Systematizing Blockchain Research Themes and Design Patterns: Insights from the University Blockchain Research Initiative (UBRI)
New study reveals how academic blockchain research actually gets deployed.
A new paper from the University Blockchain Research Initiative (UBRI) network, authored by Chien-Chih Chen and four others, systematizes the recurring design patterns and tensions that govern how blockchain and digital asset research translates into deployable systems and regulatory frameworks. Drawing on research outputs and convenings from 2022 to 2025, the study abstracts system-level themes across technical and institutional domains—including scalability versus security, decentralization versus governance, and privacy versus compliance—rather than cataloging individual projects.
Instead of listing specific blockchain projects, the paper provides a structured lens for understanding how academic research informs production architectures, regulatory development, and ecosystem resilience. It highlights that while advances in cryptography, consensus, digital assets, and governance are substantial, the institutional mechanisms that sustain research-to-deployment translation at ecosystem scale remain under-theorized. The UBRI network serves as a representative case of long-term academic and industry collaboration, offering insights for developers, policymakers, and researchers aiming to bridge the gap between theory and practice in decentralized infrastructures.
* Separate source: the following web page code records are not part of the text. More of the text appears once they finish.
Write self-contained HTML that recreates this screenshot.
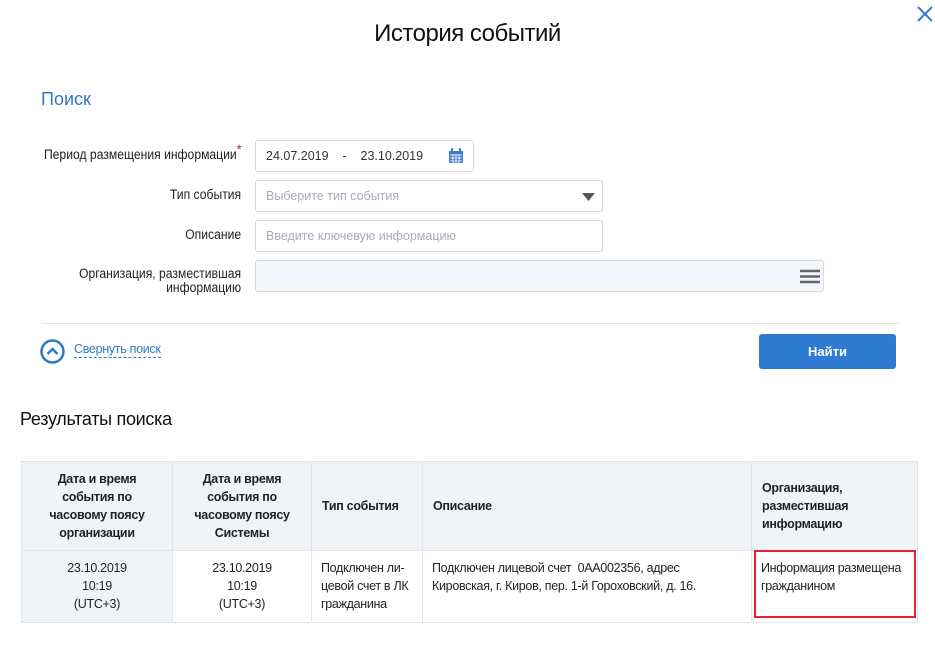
<!DOCTYPE html>
<html><head><meta charset="utf-8"><style>
*{box-sizing:border-box;margin:0;padding:0}
body{width:935px;height:665px;background:#fff;font-family:"Liberation Sans",sans-serif;color:#222;position:relative;overflow:hidden;font-size:13px}
.a{position:absolute}
.lbl{position:absolute;right:694px;text-align:right;font-size:13.5px;color:#222;transform:scaleX(0.9);transform-origin:right top}
.inp{position:absolute;border:1px solid #d6dbe1;border-radius:3px;background:#fff;font-size:12.5px;color:#aab;padding-left:10px;display:flex;align-items:center}
table{position:absolute;left:21px;top:461px;width:897px;border-collapse:collapse;font-size:12.5px;letter-spacing:-0.3px}
td{border:1px solid #e3e7ec;vertical-align:middle;line-height:18px}
thead td{background:#f1f4f7;height:89px;font-weight:bold;color:#222;padding:0 10px}
tbody td{height:72px;vertical-align:top;padding:8px 9px 0}
</style></head><body>
<div class="a" style="left:0;width:935px;top:20px;text-align:center;font-size:24px;color:#111;letter-spacing:-0.5px">История событий</div>
<svg class="a" style="left:916px;top:5px" width="18" height="18"><path d="M2 2L16 16M16 2L2 16" stroke="#3a7bc8" stroke-width="2"/></svg>
<div class="a" style="left:41px;top:89px;font-size:18px;color:#2f78c5">Поиск</div>
<div class="lbl" style="top:147px">Период размещения информации<span style="color:#c22;position:relative;top:-5px">*</span></div>
<div class="inp" style="left:255px;top:140px;width:219px;height:32px;color:#333">24.07.2019&nbsp;&nbsp;&nbsp;&nbsp;-&nbsp;&nbsp;&nbsp;&nbsp;23.10.2019
<svg class="a" style="left:192px;top:7px" width="16" height="16"><rect x="1" y="3" width="14" height="12" fill="#3b7ccb"/><rect x="3" y="0" width="2" height="4" fill="#3b7ccb"/><rect x="11" y="0" width="2" height="4" fill="#3b7ccb"/><path d="M2 7H14M2 10H14M2 13H14M5 6V15M8 6V15M11 6V15" stroke="#fff" stroke-width=".8"/></svg></div>
<div class="lbl" style="top:187px">Тип события</div>
<div class="inp" style="left:255px;top:180px;width:348px;height:32px">Выберите тип события
<svg class="a" style="left:326px;top:12px" width="13" height="8"><path d="M0 0H13L6.5 8Z" fill="#555"/></svg></div>
<div class="lbl" style="top:227px">Описание</div>
<div class="inp" style="left:255px;top:220px;width:348px;height:32px">Введите ключевую информацию</div>
<div class="lbl" style="top:267px;line-height:14px">Организация, разместившая<br>информацию</div>
<div class="inp" style="left:255px;top:260px;width:569px;height:32px;background:#f3f6fa">
<svg class="a" style="left:544px;top:8px" width="20" height="15"><path d="M0 2H20M0 7.5H20M0 13H20" stroke="#666" stroke-width="2.5"/></svg></div>
<div class="a" style="left:41px;top:323px;width:858px;height:1px;background:#e0e3e7"></div>
<svg class="a" style="left:40px;top:339px" width="25" height="25"><circle cx="12.5" cy="12.5" r="11" fill="none" stroke="#2f78c5" stroke-width="2.5"/><path d="M7.5 15L12.5 10L17.5 15" fill="none" stroke="#2f78c5" stroke-width="2.5"/></svg>
<div class="a" style="left:74px;top:342px;font-size:12.5px;color:#2f78c5;border-bottom:1px dashed #2f78c5;line-height:15px;letter-spacing:-0.3px">Свернуть поиск</div>
<div class="a" style="left:759px;top:334px;width:137px;height:35px;background:#2f7bd1;border-radius:3px;color:#fff;font-weight:bold;font-size:13px;text-align:center;line-height:35px">Найти</div>
<div class="a" style="left:20px;top:409px;font-size:18px;color:#111;letter-spacing:-0.3px">Результаты поиска</div>
<table>
<thead><tr>
<td style="width:151px;text-align:center">Дата и время события по часовому поясу организации</td>
<td style="width:139px;text-align:center">Дата и время события по часовому поясу Системы</td>
<td style="width:111px">Тип события</td>
<td style="width:329px">Описание</td>
<td>Организация, разместившая информацию</td>
</tr></thead>
<tbody><tr>
<td style="text-align:center;background:#f1f4f7">23.10.2019<br>10:19<br>(UTC+3)</td>
<td style="text-align:center">23.10.2019<br>10:19<br>(UTC+3)</td>
<td>Подключен ли-цевой счет в ЛК гражданина</td>
<td>Подключен лицевой счет &nbsp;0АА002356, адрес Кировская, г. Киров, пер. 1-й Гороховский, д. 16.</td>
<td style="position:relative">Информация размещена гражданином<div class="a" style="left:2px;top:-1px;right:1px;height:68px;border:2px solid #e8212f"></div></td>
</tr></tbody>
</table>
</body></html>
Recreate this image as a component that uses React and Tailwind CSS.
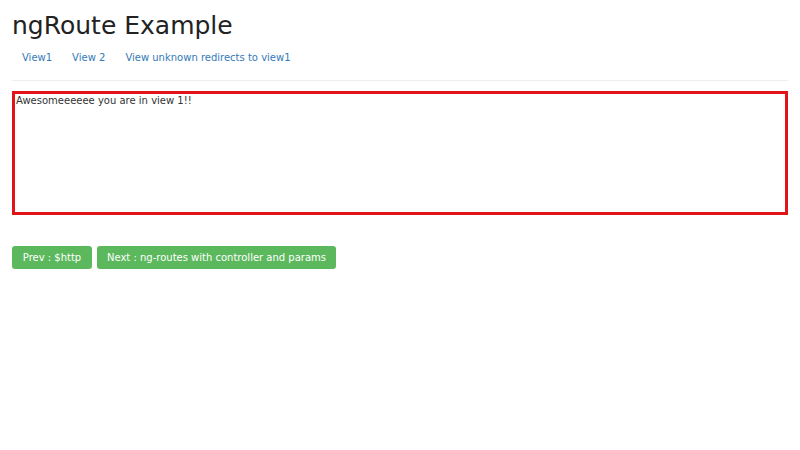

- UBRI analyzed blockchain research from 2022–2025 to identify recurring design tensions like scalability vs. security and privacy vs. compliance.
- The paper abstracts system-level themes connecting academic contributions to deployment constraints and policy adaptation.
- It highlights that institutional mechanisms for research-to-deployment translation remain under-theorized despite technical advances.
Why It Matters
Offers a practical framework for developers and policymakers to bridge blockchain research with real-world systems.